Você sabia? Instituições estão emitindo bilhões de dólares em títulos do governo tokenizados diretamente na blockchain do Ethereum, conectando o ETH ao sistema TradFi.

Qual estratégia vence em 2025?

A disputa entre as tesourarias de BTC e ETH evidencia as forças únicas de cada uma. Em meados de 2025, a tendência aponta para um futuro em que as tesourarias adotarão cada vez mais os dois ativos.

O BTC se destaca por sua estabilidade, confiança generalizada e reconhecimento global, atuando como a “moeda de reserva” do mundo cripto. Seu papel como ouro digital o torna a escolha preferida de instituições e nações que priorizam a preservação de riqueza a longo prazo e liquidez simples.

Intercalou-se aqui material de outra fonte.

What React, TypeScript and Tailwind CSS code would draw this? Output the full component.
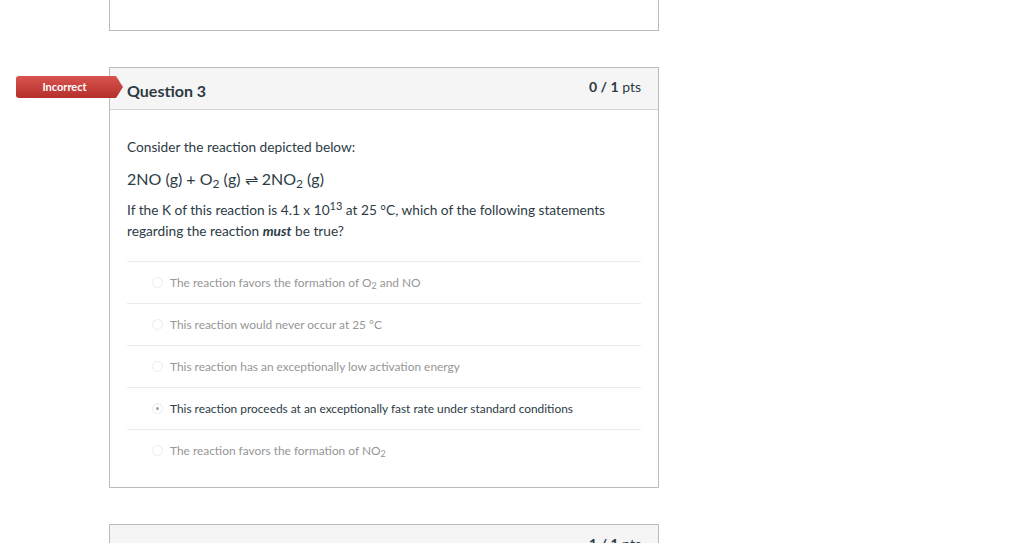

O Ether, por outro lado, vem ganhando destaque graças à sua capacidade de gerar renda, oferecer utilidade prática e sustentar um ecossistema crescente de ativos tokenizados. Tesourarias que mantêm ETH podem obter retornos anuais de 3% a 5% por meio de staking, acessar liquidez via DeFi e participar de mercados de ativos do mundo real tokenizados, posicionando o ETH como uma reserva ativa e geradora de renda.

A escolha depende dos objetivos. O Bitcoin é mais adequado para quem prioriza segurança de capital e confiança consolidada, enquanto o Ether atrai quem busca crescimento e potencial de rendimento. Embora o BTC ainda lidere em volume total de tesourarias, o ETH vem reduzindo essa diferença ao atrair empresas e DAOs que valorizam seus recursos financeiros programáveis.